My overall impressions after tasting a dozen LBV Ports is based on the 2015 vintage quality as well as the common thread that ties these Ports all together. The commonality of course is that 2015 is right up there beside the quality of 2016 and close to 2017, the latter of which I believe will pan out as the best of the three overall, regardless of scores in their infancy.

The hallmarks of these fabulous young LBV’s is their sheer approachability. Only one or two had tannins so astringent and grippy at this point, but even those two on day three of their evaluations showed the tannins softened rather than becoming even more assertive. The aromatic silhouettes across the board were delightful and sophisticated for the most part. But noticing the massively fruited and texturally sublime nature of these 2015’s, as well as their impeccable balance and evenhanded structures driven by the crisp vivacity and focus of the acidity, is what made both Vintage and LBV’s so remarkable.

In the current pantheon since 2000, I would put the 2015 LBV’s in the same discussion as the gorgeous nature of the 2003’s and 2011’s; while a step up from the 2005’s which I also really liked. Honestly, the somewhat narrow range of LBV pricing puts that dynamic aside for me and I’ll just say that I have already sought out a case of my favorite of the group of these LBVs.

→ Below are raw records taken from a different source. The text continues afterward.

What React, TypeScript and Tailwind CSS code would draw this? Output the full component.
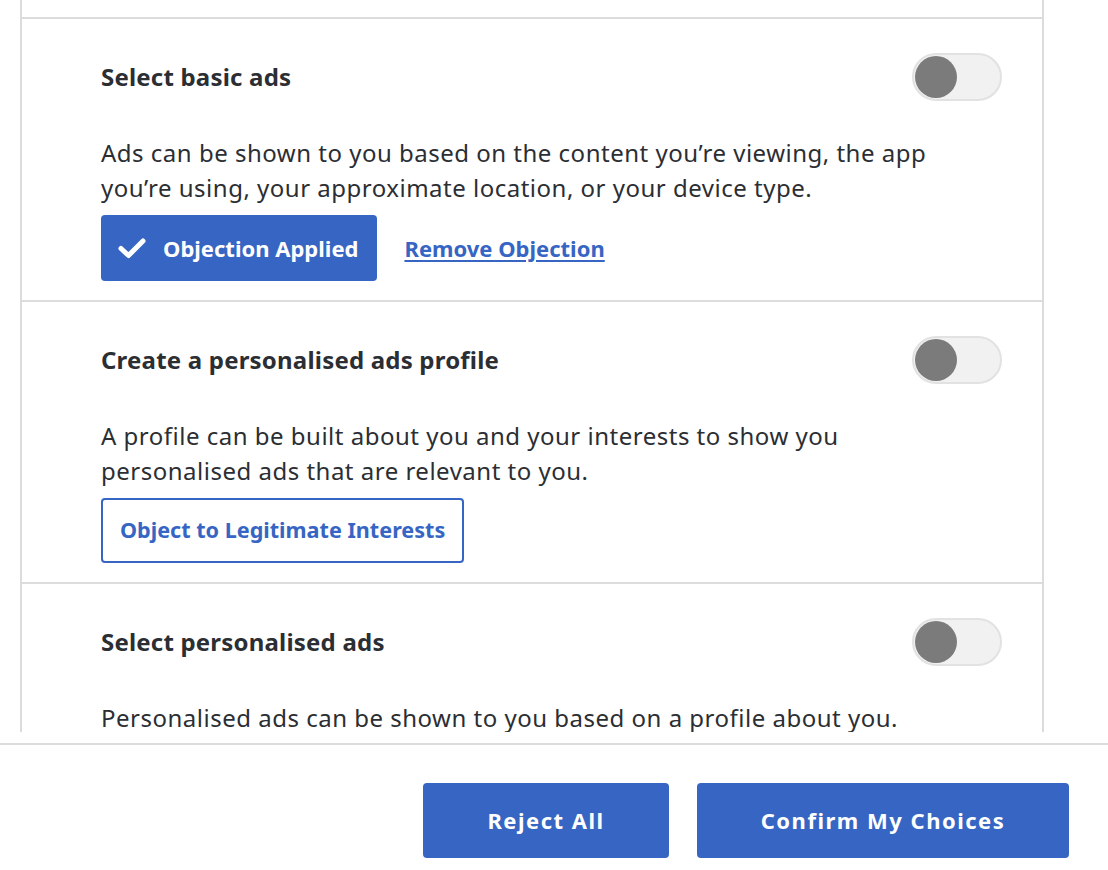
import { useState } from "react";

type Purpose = {
  id: string;
  title: string;
  body: string;
  objected?: boolean;
};

const PURPOSES: Purpose[] = [
  {
    id: "basic",
    title: "Select basic ads",
    body: "Ads can be shown to you based on the content you’re viewing, the app you’re using, your approximate location, or your device type.",
    objected: true,
  },
  {
    id: "profile",
    title: "Create a personalised ads profile",
    body: "A profile can be built about you and your interests to show you personalised ads that are relevant to you.",
  },
  {
    id: "personalised",
    title: "Select personalised ads",
    body: "Personalised ads can be shown to you based on a profile about you.",
  },
];

function Toggle({ on, onChange }: { on: boolean; onChange: (v: boolean) => void }) {
  return (
    <button
      role="switch"
      aria-checked={on}
      onClick={() => onChange(!on)}
      className="flex h-[48px] w-[90px] shrink-0 items-center rounded-full border-2 border-[#e2e2e2] bg-[#f1f1f1] px-[1px]"
    >
      <span className="block h-[42px] w-[42px] rounded-full bg-[#7b7b7b]" />
    </button>
  );
}

function CheckMark() {
  return (
    <svg viewBox="0 0 28 22" className="h-[22px] w-[28px]" fill="none">
      <path d="M3 11.5 L10.5 18.5 L25 4" stroke="white" strokeWidth="5" strokeLinecap="round" strokeLinejoin="round" />
    </svg>
  );
}

function PurposeRow({ p }: { p: Purpose }) {
  const [on, setOn] = useState(false);
  const [objected, setObjected] = useState(!!p.objected);

  return (
    <div className="border-b-2 border-[#dcdcdc] pl-[79px] pr-[40px] pt-[34px] pb-[19px]">
      <div className="flex h-[48px] items-center justify-between">
        <h3 className="text-[24px] font-bold tracking-[0.2px] text-[#2b2e33]">{p.title}</h3>
        <Toggle on={on} onChange={setOn} />
      </div>
      <p className="mt-[34px] max-w-[860px] text-[24px] leading-[35px] tracking-[0.5px] text-[#2b2e33]">{p.body}</p>
      {p.id !== "personalised" && (
        <div className="mt-[10px] flex items-center gap-[27px]">
          {objected ? (
            <>
              <button
                onClick={() => setObjected(false)}
                className="flex h-[66px] items-center gap-[17px] rounded-[4px] bg-[#3665c3] pl-[17px] pr-[19px] text-[22px] font-bold text-white"
              >
                <CheckMark />
                Objection Applied
              </button>
              <button
                onClick={() => setObjected(false)}
                className="text-[22px] font-bold text-[#3665c3] underline underline-offset-[3px]"
              >
                Remove Objection
              </button>
            </>
          ) : (
            <button
              onClick={() => setObjected(true)}
              className="h-[65px] rounded-[4px] border-2 border-[#3665c3] px-[17px] text-[21.6px] font-bold text-[#3665c3]"
            >
              Object to Legitimate Interests
            </button>
          )}
        </div>
      )}
    </div>
  );
}

export default function App() {
  return (
    <div className="h-[870px] w-full overflow-hidden bg-white font-['Noto_Sans',sans-serif]">
      <div className="h-[732px] overflow-hidden pl-[20px] pr-[64px]">
        <div className="border-x-2 border-[#dcdcdc]">
          <div className="h-[19px] border-b-2 border-[#dcdcdc]" />
          {PURPOSES.map((p) => (
            <PurposeRow key={p.id} p={p} />
          ))}
        </div>
      </div>
      <div className="mt-[11px] flex justify-end gap-[28px] border-t-2 border-[#dcdcdc] pr-[39px] pt-[38px]">
        <button className="h-[75px] w-[246px] rounded-[4px] bg-[#3665c3] text-[22px] font-bold tracking-[1.5px] text-white">
          Reject All
        </button>
        <button className="h-[75px] w-[372px] rounded-[4px] bg-[#3665c3] text-[22px] font-bold tracking-[1.5px] text-white">
          Confirm My Choices
        </button>
      </div>
    </div>
  );
}
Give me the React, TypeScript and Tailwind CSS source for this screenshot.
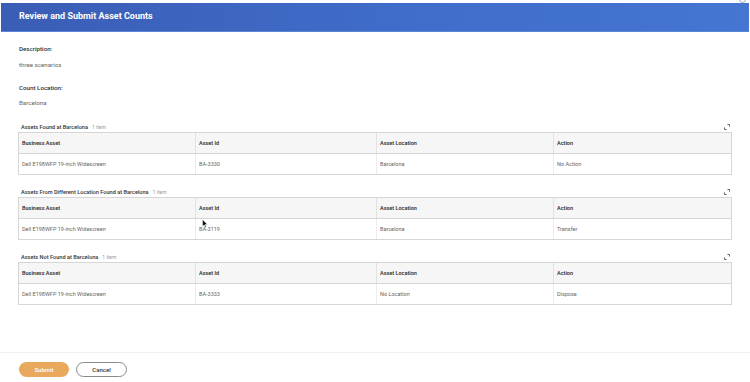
import React from "react";

type Row = { asset: string; id: string; location: string; action: string };

const sections: { title: string; row: Row }[] = [
  {
    title: "Assets Found at Barcelona",
    row: { asset: "Dell E198WFP 19-inch Widescreen", id: "BA-3330", location: "Barcelona", action: "No Action" },
  },
  {
    title: "Assets From Different Location Found at Barcelona",
    row: { asset: "Dell E198WFP 19-inch Widescreen", id: "BA-3119", location: "Barcelona", action: "Transfer" },
  },
  {
    title: "Assets Not Found at Barcelona",
    row: { asset: "Dell E198WFP 19-inch Widescreen", id: "BA-3333", location: "No Location", action: "Dispose" },
  },
];

function ExpandIcon() {
  return (
    <svg width="6" height="6" viewBox="0 0 7 7" fill="none" stroke="#555" strokeWidth="1.1">
      <path d="M4 0.5h2.5v2.5" />
      <path d="M0.5 4v2.5h2.5" />
    </svg>
  );
}

function Cursor() {
  return (
    <svg width="6" height="9" viewBox="0 0 6 9" className="absolute left-[202px] top-[219px]">
      <path d="M0.5 0.5v7l1.7-1.6 1.2 2.6 1-.5-1.2-2.5h2.3z" fill="#111" stroke="#fff" strokeWidth="0.5" />
    </svg>
  );
}

function AssetTable({ title, row }: { title: string; row: Row }) {
  return (
    <div>
      <div className="flex h-[10px] items-center justify-between pl-[3px] pr-[2px]">
        <div className="text-[5.6px] font-medium text-[#333]">
          {title}
          <span className="ml-[4px] text-[5px] font-normal text-[#999]">1 item</span>
        </div>
        <ExpandIcon />
      </div>
      <div className="border border-[#d6d6d6]">
        <div className="grid h-[21px] grid-cols-[176px_181px_177px_1fr] items-center border-b border-[#d6d6d6] bg-[#f6f6f6] text-[5.5px] font-semibold text-[#333]">
          <div className="flex h-full items-center pl-[3px]">Business Asset</div>
          <div className="flex h-full items-center border-l border-[#e2e2e2] pl-[3px]">Asset Id</div>
          <div className="flex h-full items-center border-l border-[#e2e2e2] pl-[3px]">Asset Location</div>
          <div className="flex h-full items-center border-l border-[#e2e2e2] pl-[3px]">Action</div>
        </div>
        <div className="grid h-[20px] grid-cols-[176px_181px_177px_1fr] items-center text-[5.5px] text-[#666]">
          <div className="flex h-full items-center pl-[3px]">{row.asset}</div>
          <div className="flex h-full items-center border-l border-[#ececec] pl-[3px]">{row.id}</div>
          <div className="flex h-full items-center border-l border-[#ececec] pl-[3px]">{row.location}</div>
          <div className="flex h-full items-center border-l border-[#ececec] pl-[3px]">{row.action}</div>
        </div>
      </div>
    </div>
  );
}

export default function App() {
  return (
    <div
      className="relative flex h-[382px] w-[750px] flex-col overflow-hidden bg-white"
      style={{ fontFamily: "Roboto, 'Liberation Sans', sans-serif" }}
    >
      <div className="absolute right-[4px] top-[-4px] h-[7px] w-[7px] rounded-full border border-[#9aa6c4]" />
      <div className="h-[3px]" />
      <header className="mx-[1px] flex h-[29px] items-center border-b border-[#5a86d6] bg-gradient-to-r from-[#3a5db5] via-[#3f6cc8] to-[#4576d2] pl-[18px]">
        <h1 className="text-[9px] font-bold text-white">Review and Submit Asset Counts</h1>
      </header>

      <main className="flex-1 px-[18px]">
        <div className="mt-[12px] pl-[1px] text-[6.2px] leading-[10px]">
          <div className="font-medium text-[#333]">Description:</div>
          <div className="mt-[6px] text-[#666]">three scenarios</div>
          <div className="mt-[13px] font-medium text-[#333]">Count Location:</div>
          <div className="mt-[5px] text-[#666]">Barcelona</div>
        </div>

        <div className="mt-[14px] flex flex-col gap-[12px]">
          {sections.map((s) => (
            <AssetTable key={s.title} title={s.title} row={s.row} />
          ))}
        </div>
      </main>

      <footer className="flex h-[30px] gap-[7px] border-t border-[#f0f0f0] px-[19px] pt-[9px]">
        <button className="h-[15px] w-[50px] rounded-full bg-[#e8a95c] text-[6px] font-medium text-white">
          Submit
        </button>
        <button className="h-[15px] w-[51px] rounded-full border border-[#8a8a8a] bg-white text-[6px] font-medium text-[#333]">
          Cancel
        </button>
      </footer>

      <Cursor />
    </div>
  );
}
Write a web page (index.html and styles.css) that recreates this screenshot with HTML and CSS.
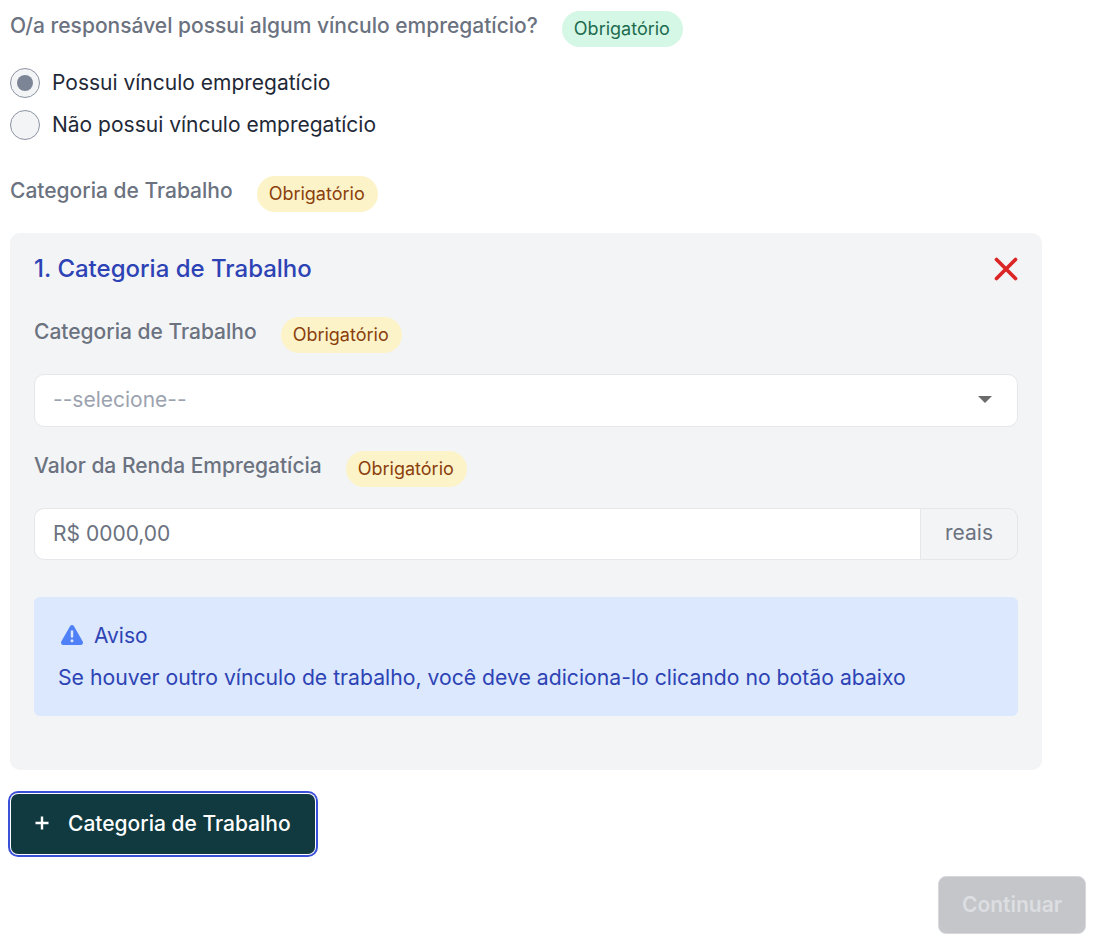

IF I had been in Porto, where I typically do 95% of these blind horizontal evaluations, I am sure it would have been easier to gather several dozen to form a more comprehensive overview of the 2015’s. Nonetheless, I was really able to focus on a smaller grouping done with one other individual who greatly appreciates learning how to judge these type of infants.

Lastly, one can never praise enough to have these LBV’s, essentially “declassified Vintage Ports” that deliver 75% or even possibly 80% of the pleasure of their bigger siblings, for 1/3 of the cost. I’d say that represents a great deal and any Port lover who turns there nose up to LBV Port, is not someone I’d welcome to my home to drink Port with. That kind of wine snobbery, is not what I am about, regardless of what people can afford.

We should welcome these “cellar defenders” and take advantage of learning about LBV’s which can be cellared for a couple of decades and enjoyed then vs. the filtered ones that need to be consumed inside of a decade or two for the most part. During Port Harvest Tours, I always try to present one house where we have a group of LBV’s vs. their VP’s from the same vintage, which I found is the greatest way to truly understand the unique character that each category presents. I have had 30+ year old LBV’s on occasion and they can deliver outstanding quality and interest for me and I wish I had some left from my earliest years of consuming them. I am now just down to my remaining 1994 Noval LBV’s and 1999 Smith Woodhouse LBV’s … occasionally trading friends an old Vintage Port, for their old LBVs. They are not all that different when you get an exceptional one!